I chose not to enter this thread a year ago, but I read it end to end today. Truly great perspectives from many very kind and sensitive mudcatters. Thank you GUEST for revising this gem.
My own perspective on Viet Nam has changed over the years; has become more mellow, like old wine, as I myself have.
Back in the 60's I thought ill of those who refused to serve. I thought most to be down-right cowards. I believed there were a few true pacifists, but far too many were simply afraid of death or injury. Believe me, all of us on the plane to Viet Nam were about as close to pacifism as one could be - having serious reservation about what we were about to get ourselves into. Nevertheless, we came, we served, and most of us left.
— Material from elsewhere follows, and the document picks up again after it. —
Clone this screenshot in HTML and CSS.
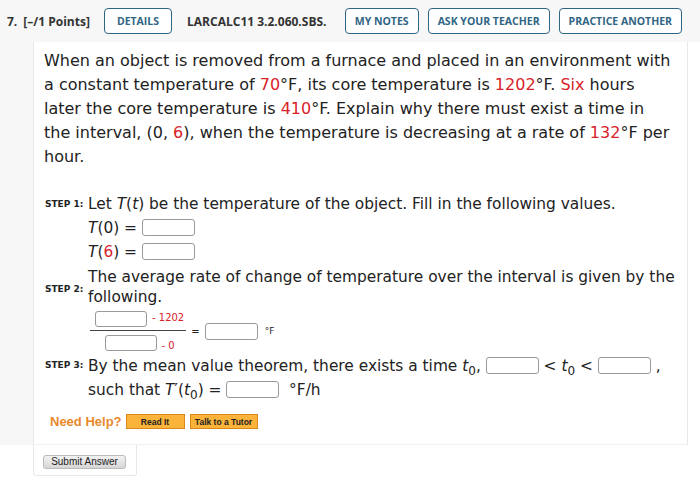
FILE: index.html
```html
<!DOCTYPE html>
<html lang="en">

<head>
    <meta charset="UTF-8">
    <title>Question 7</title>
    <link rel="stylesheet" href="styles.css">
</head>

<body>

    <div class="header">
        <span class="qnum">7.</span>
        <span class="points">[&ndash;/1 Points]</span>
        <button class="hbtn">DETAILS</button>
        <span class="code">LARCALC11 3.2.060.SBS.</span>
        <div class="spacer"></div>
        <button class="hbtn">MY NOTES</button>
        <button class="hbtn">ASK YOUR TEACHER</button>
        <button class="hbtn">PRACTICE ANOTHER</button>
    </div>

    <div class="panel">
        <p class="intro">
            When an object is removed from a furnace and placed in an environment with
            a constant temperature of <span class="red">70</span>&deg;F, its core temperature is
            <span class="red">1202</span>&deg;F. <span class="red">Six</span> hours
            later the core temperature is <span class="red">410</span>&deg;F. Explain why there must exist a time in
            the interval, (0, <span class="red">6</span>), when the temperature is decreasing at a rate of
            <span class="red">132</span>&deg;F per hour.
        </p>

        <div class="step step1">
            <span class="label">STEP 1:</span>
            <div class="body">
                <div class="line">Let <i>T</i>(<i>t</i>) be the temperature of the object. Fill in the following values.</div>
                <div class="line"><i>T</i>(0) = <span class="box"></span></div>
                <div class="line"><i>T</i>(<span class="red">6</span>) = <span class="box"></span></div>
            </div>
        </div>

        <div class="step step2">
            <span class="label">STEP 2:</span>
            <div class="body">
                <div class="line tight">The average rate of change of temperature over the interval is given by the following.</div>
            </div>
        </div>

        <div class="fraction-row">
            <div class="fraction">
                <div class="num"><span class="box"></span><span class="small red">- 1202</span></div>
                <div class="den"><span class="box"></span><span class="small red">- 0</span></div>
            </div>
            <span class="eq">=</span>
            <span class="box"></span>
            <span class="unit">&deg;F</span>
        </div>

        <div class="step step3">
            <span class="label">STEP 3:</span>
            <div class="body">
                <div class="line">By the mean value theorem, there exists a time <i>t</i><sub>0</sub>, <span class="box"></span> &lt; <i>t</i><sub>0</sub> &lt; <span class="box"></span> ,</div>
                <div class="line">such that <i>T</i>&prime;(<i>t</i><sub>0</sub>) = <span class="box"></span> &nbsp;&deg;F/h</div>
            </div>
        </div>

        <div class="help">
            <span class="need">Need Help?</span>
            <button class="obtn read">Read It</button>
            <button class="obtn tutor">Talk to a Tutor</button>
        </div>
    </div>

    <div class="submit-area">
        <button class="submit">Submit Answer</button>
    </div>

</body>

</html>
```

FILE: styles.css
```css
* {
    box-sizing: border-box;
}

body {
    margin: 0;
    background: #fff;
    color: #222;
    font-family: "DejaVu Sans", Verdana, sans-serif;
}

.header {
    display: flex;
    align-items: center;
    height: 42px;
    padding: 0 18px 0 7px;
    background: #f7f7f7;
    font-family: "Open Sans", sans-serif;
    font-weight: bold;
    font-size: 12px;
    color: #333;
}

.qnum {
    margin-right: 6px;
}

.points {
    margin-right: 14px;
}

.code {
    margin-left: 15px;
}

.spacer {
    flex: 1;
}

.hbtn {
    height: 26px;
    padding: 0 9px;
    margin-left: 9px;
    background: #fff;
    border: 1px solid #2f6585;
    border-radius: 4px;
    color: #2f6585;
    font-family: "Open Sans", sans-serif;
    font-weight: bold;
    font-size: 10.5px;
}

.header .hbtn:first-of-type {
    margin-left: 0;
    padding: 0 12px;
}

.panel {
    margin: 0 12px 0 33px;
    padding: 7px 10px 1px 10px;
    background: #fff;
    border-left: 1px solid #e8e8e8;
    border-right: 1px solid #e8e8e8;
    border-bottom: 1px solid #f0f0f0;
    box-shadow: -33px 0 0 #f7f7f7;
}

.intro {
    margin: 0 4px 23px 0;
    font-size: 16px;
    line-height: 24px;
}

.red {
    color: #d8232a;
}

.step {
    display: flex;
    align-items: flex-start;
}

.label {
    width: 43px;
    flex-shrink: 0;
    font-size: 9px;
    font-weight: bold;
    padding-top: 7px;
    margin-left: 1px;
    white-space: nowrap;
}

.line {
    font-size: 15.4px;
    line-height: 24px;
}

.step2 {
    align-items: center;
    margin-top: 3px;
}

.step2 .label {
    padding-top: 4px;
}

.line.tight {
    line-height: 20px;
}

.box {
    display: inline-block;
    width: 53px;
    height: 17px;
    border: 1px solid #999;
    border-radius: 3px;
    vertical-align: -3px;
    background: #fff;
}

sub {
    font-size: 12px;
    line-height: 0;
}

.fraction-row {
    display: flex;
    align-items: center;
    padding-left: 46px;
    margin-top: 4px;
    margin-bottom: 3px;
}

.fraction {
    display: flex;
    flex-direction: column;
    align-items: center;
}

.num {
    padding: 0 2px 3px 5px;
    border-bottom: 1px solid #444;
    display: flex;
    align-items: center;
}

.den {
    padding: 3px 0 0 13px;
    display: flex;
    align-items: center;
}

.num .box,
.den .box {
    width: 52px;
    height: 16px;
}

.small {
    font-size: 10px;
    margin-left: 5px;
}

.num .small {
    margin-top: -4px;
}

.den .small {
    margin-top: 6px;
    margin-right: 10px;
}

.eq {
    font-size: 10px;
    margin: 0 5px;
}

.unit {
    font-size: 9px;
    margin-left: 7px;
}

.step3 .label {
    padding-top: 6px;
}

.help {
    display: flex;
    align-items: center;
    margin-top: 12px;
    padding-left: 6px;
    padding-bottom: 14px;
    font-family: "Liberation Sans", Arial, sans-serif;
}

.need {
    color: #e8892b;
    font-weight: bold;
    font-size: 13px;
    margin-right: 4px;
}

.obtn {
    height: 15px;
    padding: 0 6px;
    margin-right: 5px;
    background: #fbb33a;
    border: 1px solid #d9891c;
    color: #222;
    font-family: "Liberation Sans", Arial, sans-serif;
    font-weight: bold;
    font-size: 8.5px;
    line-height: 12px;
}

.read {
    width: 59px;
}

.tutor {
    width: 68px;
    padding: 0;
}

.submit-area {
    margin-left: 33px;
    width: 104px;
    padding: 5px 0 6px 9px;
    border: 1px solid #e8e8e8;
    border-top: none;
    border-radius: 0 0 3px 3px;
}

.submit {
    height: 14px;
    width: 83px;
    padding: 0;
    background: linear-gradient(#f2f2f2, #d6d6d6);
    border: 1px solid #bbb;
    border-radius: 3px;
    font-family: "Liberation Sans", Arial, sans-serif;
    font-size: 10px;
    color: #222;
    line-height: 12px;
}
```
As a young enlisted Marine in the early-60's, I was sent to a beautiful college campus in Lawrence, Kansas to complete my degree. I had a great time, plenty of money, fine wholesome young ladies, football, wrestling, and even some great professors from whom I learned to appreciate the boundless universe of learning. And all the while, some of my best friends were "hippies". It was they who threw the best parties. Protest back then was mostly about 'free love' and freedom from the 'norm', what ever that was. Anti-war protests were springing up in those crazy campuses on the east and west coasts, but not in Kansas. (Long after I was gone the heartland was as violent as were the lowlands.) And there were drugs, beginning with morning glory seed tea, and later ending, for some permanently, with LSD. Honest, I never did drugs. I was too afraid of the USMC finding out.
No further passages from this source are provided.